Four terms from the game have come under fire

In a narrative image for Horizon Zero Dawn, the hero Aloy is instructed how to aim and fire her bow. Guerrilla Games

Horizon Zero Dawn recently received criticism for its portrayal of different tribes represented in the game and four words used to describe those people: savages, braves, primal and tribes.

On Feb. 28, a Native American writer called out the game in a Medium essay for the descriptive words that historically have a degrading connotation attached. In her essay, Dia Lacina calls out the fact that terms like savages, primal and braves can “reinforce racist and colonialist ideas about indigenous people.” Lacina also calls out reviewers for not picking up on it in their critique of the game and its appropriation of Native culture.

“Video games have been appropriating from Natives both blatantly and obliquely for decades,” Lacina wrote. “And as much as we’d like to hope — it’s probably not going to stop anytime soon.”

Waypoint spoke to Guerrilla Games narrative designer John Gonzales about the essay. Gonzales said he and his team took the descriptive words into consideration and it wasn’t their intention to insult or offend. He added that when the team was studying tribal cultures, they looked into a variety of cultural and historic groups. It’s why, Gonzales added, people often compare main character Aloy to a Viking than someone of Native descent.

Gonzales said the team tried to stay clear of offensive terms, but that it was impossible to plan for every player.

“That said, with the kind of culture of the internet that we have right now, it's impossible to predict what it is that may offend,” Gonzales said. “Certainly we were not intentionally being insensitive, or to offend in any manner.”

On Twitter, Lacina said the response from developer Guerrilla Games was along the lines of what she expected, but was disappointed by the lack of ownership from the studio. Other critics added their own thoughts on Gonzales’ response, calling it a good example of a situation that could have benefited from additional research or conversation with members of different groups.

Gonzales said their team did research offensive and otherwise inappropriate terminology, and pointed to brave as an example of a word they decided to move forward with.
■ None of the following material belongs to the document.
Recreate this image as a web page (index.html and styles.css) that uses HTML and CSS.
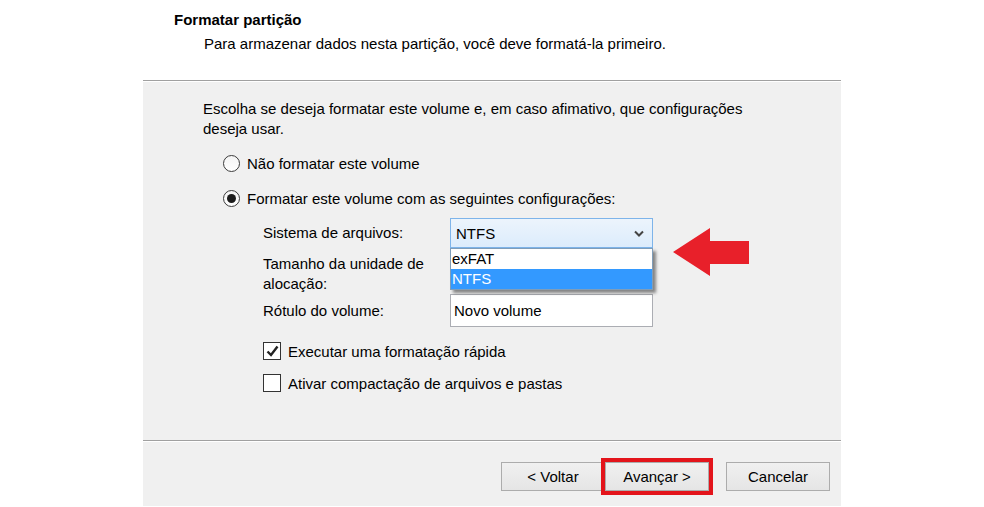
FILE: index.html
```html
<!DOCTYPE html>
<html lang="pt-BR">
<head>
    <meta charset="UTF-8">
    <title>Formatar partição</title>
    <link rel="stylesheet" href="styles.css">
</head>
<body>
    <div class="wizard">
        <header class="head">
            <h1>Formatar partição</h1>
            <p>Para armazenar dados nesta partição, você deve formatá-la primeiro.</p>
        </header>

        <main class="content">
            <p class="intro">Escolha se deseja formatar este volume e, em caso afimativo, que configurações<br>deseja usar.</p>

            <div class="opt"><span class="radio"></span>Não formatar este volume</div>
            <div class="opt second"><span class="radio on"></span>Formatar este volume com as seguintes configurações:</div>

            <div class="form">
                <span class="lbl">Sistema de arquivos:</span>
                <div class="combo">
                    <span>NTFS</span>
                    <svg class="chev" width="10" height="7" viewBox="0 0 10 7"><path d="M1 1.5 L5 5.5 L9 1.5" fill="none" stroke="#444" stroke-width="2"/></svg>
                    <ul class="list">
                        <li>exFAT</li>
                        <li class="sel">NTFS</li>
                    </ul>
                </div>

                <span class="lbl low">Tamanho da unidade de<br>alocação:</span>
                <div></div>

                <span class="lbl">Rótulo do volume:</span>
                <div class="field">Novo volume</div>
            </div>

            <div class="chk first"><span class="box"><svg width="13" height="12" viewBox="0 0 13 12"><path d="M1.5 6.5 L5 10 L11.5 1.5" fill="none" stroke="#222" stroke-width="2.4"/></svg></span>Executar uma formatação rápida</div>
            <div class="chk"><span class="box"></span>Ativar compactação de arquivos e pastas</div>

            <svg class="arrow" width="76" height="48" viewBox="0 0 76 48">
                <polygon points="0,24 37,0 37,13 76,13 76,36 37,36 37,48" fill="#e8202a"/>
            </svg>
        </main>

        <footer class="foot">
            <button class="btn">&lt; Voltar</button>
            <button class="btn mark">Avançar &gt;</button>
            <button class="btn cancel">Cancelar</button>
        </footer>
    </div>
</body>
</html>
```

FILE: styles.css
```css
body {
    margin: 0;
    background-color: #fff;
    font-family: "Liberation Sans", Arial, sans-serif;
    font-size: 15px;
    color: #000;
}
.wizard {
    width: 698px;
    margin-left: 143px;
}
.head {
    height: 81px;
    box-sizing: border-box;
    padding: 11px 0 0 31px;
    background-color: #fff;
    border-bottom: 1px solid #a0a0a0;
}
.head h1 {
    margin: 0;
    font-size: 15px;
    line-height: 18px;
    font-weight: bold;
}
.head p {
    margin: 6px 0 0 30px;
    line-height: 18px;
}
.content {
    position: relative;
    display: block;
    height: 360px;
    box-sizing: border-box;
    padding: 17px 0 0 60px;
    background-color: #f0f0f0;
    border-top: 1px solid #fff;
    border-bottom: 1px solid #a0a0a0;
}
.intro {
    margin: 0;
    line-height: 20px;
}
.opt {
    display: flex;
    align-items: center;
    height: 20px;
    margin: 14px 0 0 20px;
}
.opt.second {
    margin-top: 15px;
}
.radio {
    position: relative;
    width: 15px;
    height: 15px;
    margin-right: 7px;
    border: 1px solid #3c3c3c;
    border-radius: 50%;
    background: linear-gradient(#f4f4f4, #ffffff);
}
.radio.on::after {
    content: "";
    position: absolute;
    left: 3px;
    top: 3px;
    width: 9px;
    height: 9px;
    border-radius: 50%;
    background-color: #1c1c1c;
}
.form {
    display: grid;
    grid-template-columns: 187px 203px;
    grid-template-rows: 30px 46px 33px;
    align-items: center;
    margin: 10px 0 0 60px;
}
.lbl {
    line-height: 20px;
}
.lbl.low {
    align-self: end;
}
.combo {
    position: relative;
    display: flex;
    align-items: center;
    justify-content: space-between;
    height: 30px;
    box-sizing: border-box;
    padding: 0 8px 0 5px;
    border: 1px solid #7eb4ea;
    background: linear-gradient(#ecf4fc, #dcecfc);
}
.list {
    position: absolute;
    left: -1px;
    top: 29px;
    width: 203px;
    box-sizing: border-box;
    margin: 0;
    padding: 0;
    list-style: none;
    border: 1px solid #7f9db9;
    background-color: #fff;
    box-shadow: 3px 3px 3px rgba(0, 0, 0, 0.45);
}
.list li {
    height: 20px;
    line-height: 20px;
    padding-left: 1px;
}
.list li.sel {
    background-color: #3399ff;
    color: #fff;
}
.field {
    display: flex;
    align-items: center;
    height: 33px;
    box-sizing: border-box;
    padding-left: 3px;
    border: 1px solid #abadb3;
    background-color: #fff;
}
.chk {
    display: flex;
    align-items: center;
    height: 20px;
    margin: 12px 0 0 60px;
}
.chk.first {
    margin-top: 14px;
}
.box {
    display: flex;
    align-items: center;
    justify-content: center;
    width: 16px;
    height: 16px;
    margin-right: 7px;
    border: 1px solid #333;
    background-color: #fff;
}
.arrow {
    position: absolute;
    left: 530px;
    top: 146px;
}
.foot {
    display: flex;
    justify-content: flex-end;
    align-items: flex-start;
    height: 65px;
    box-sizing: border-box;
    padding: 20px 11px 0 0;
    background-color: #f0f0f0;
    border-top: 1px solid #fff;
}
.btn {
    width: 104px;
    height: 29px;
    font-family: inherit;
    font-size: 15px;
    color: #000;
    border: 1px solid #acacac;
    background: linear-gradient(#f0f0f0, #e5e5e5);
}
.btn.mark {
    outline: 4px solid #e3141b;
    outline-offset: 0;
}
.btn.cancel {
    margin-left: 17px;
}
```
Gonzales said they weren’t referring to the culture itself or the people who belong to it as braves, but the adjective associated with a class of warriors.
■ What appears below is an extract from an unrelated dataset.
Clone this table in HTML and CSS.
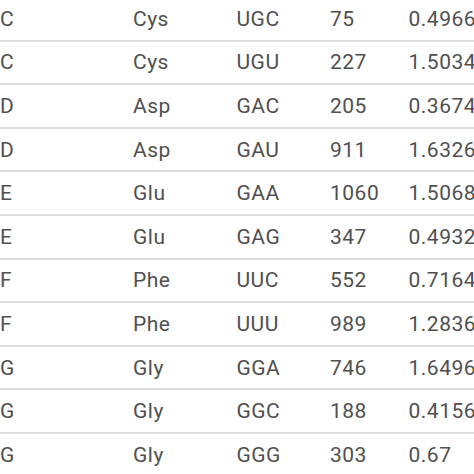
FILE: index.html
```html
<!DOCTYPE html>
<html>
<head>
<meta charset="utf-8">
<link rel="stylesheet" href="styles.css">
</head>
<body>
<table class="codons">
<colgroup>
<col class="c1"><col class="c2"><col class="c3"><col class="c4"><col class="c5">
</colgroup>
<tbody>
<tr><td>C</td><td>Cys</td><td>UGC</td><td>75</td><td>0.4966</td></tr>
<tr><td>C</td><td>Cys</td><td>UGU</td><td>227</td><td>1.5034</td></tr>
<tr><td>D</td><td>Asp</td><td>GAC</td><td>205</td><td>0.3674</td></tr>
<tr><td>D</td><td>Asp</td><td>GAU</td><td>911</td><td>1.6326</td></tr>
<tr><td>E</td><td>Glu</td><td>GAA</td><td>1060</td><td>1.5068</td></tr>
<tr><td>E</td><td>Glu</td><td>GAG</td><td>347</td><td>0.4932</td></tr>
<tr><td>F</td><td>Phe</td><td>UUC</td><td>552</td><td>0.7164</td></tr>
<tr><td>F</td><td>Phe</td><td>UUU</td><td>989</td><td>1.2836</td></tr>
<tr><td>G</td><td>Gly</td><td>GGA</td><td>746</td><td>1.6496</td></tr>
<tr><td>G</td><td>Gly</td><td>GGC</td><td>188</td><td>0.4156</td></tr>
<tr><td>G</td><td>Gly</td><td>GGG</td><td>303</td><td>0.67</td></tr>
</tbody>
</table>
</body>
</html>
```

FILE: styles.css
```css
html, body {
  margin: 0;
  padding: 0;
  background: #ffffff;
  overflow: hidden;
  width: 474px;
  height: 474px;
}

.codons {
  border-collapse: collapse;
  table-layout: fixed;
  width: 474px;
  margin-top: -2px;
  font-family: Roboto, "Liberation Sans", sans-serif;
  font-size: 21px;
  letter-spacing: 0.5px;
  color: #505050;
}

.c1 { width: 133px; }
.c2 { width: 103.5px; }
.c3 { width: 93.5px; }
.c4 { width: 78.5px; }
.c5 { width: 65.5px; }

.codons td {
  padding: 0;
  height: 41.6px;
  vertical-align: middle;
  white-space: nowrap;
  overflow: hidden;
  border-bottom: 2px solid #dedede;
}
```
“It was a term that [we felt] was not derogatory, as we came across some terms that were definitely slurs against Native Americans and other groups throughout history,” Gonzales said. “And so, our decision was based on 'brave' not being a 'hot button' term.”
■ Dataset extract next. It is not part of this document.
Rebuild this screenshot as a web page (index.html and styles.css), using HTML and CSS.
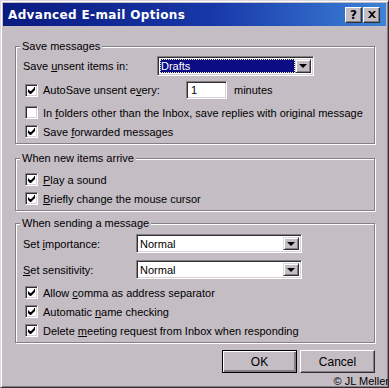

The controversy surrounding the term “braves” isn’t new — as many Major League Baseball fans will know. Up until 1989, the Atlanta Braves used the image of a Native American head as its logo. It was dropped following outcry from members of the Native American community and critics. As a result, the team took on a simple “A” as its main logo, but kept the name Braves.

In 2012, the team almost brought back the logo, but faced scorn from fans and critics. In an article for The Gazette, Sam Aden specifically brought up the racist connotations the logo and team name have when placed together, pointing out that it reiterates a negative view of a minority group in America.

“That the Atlanta Braves nearly adopted a logo that ignores the history of subjugation that native people have endured and ignores the fact that real American Indian people continue to live in the United States is unfortunate,” Aden wrote.

On Twitter, Lacina wrote that hopefully the conversation surrounding Gonzales’ response will lead to studios thinking twice about certain language.

Horizon Zero Dawn is currently available on PlayStation 4.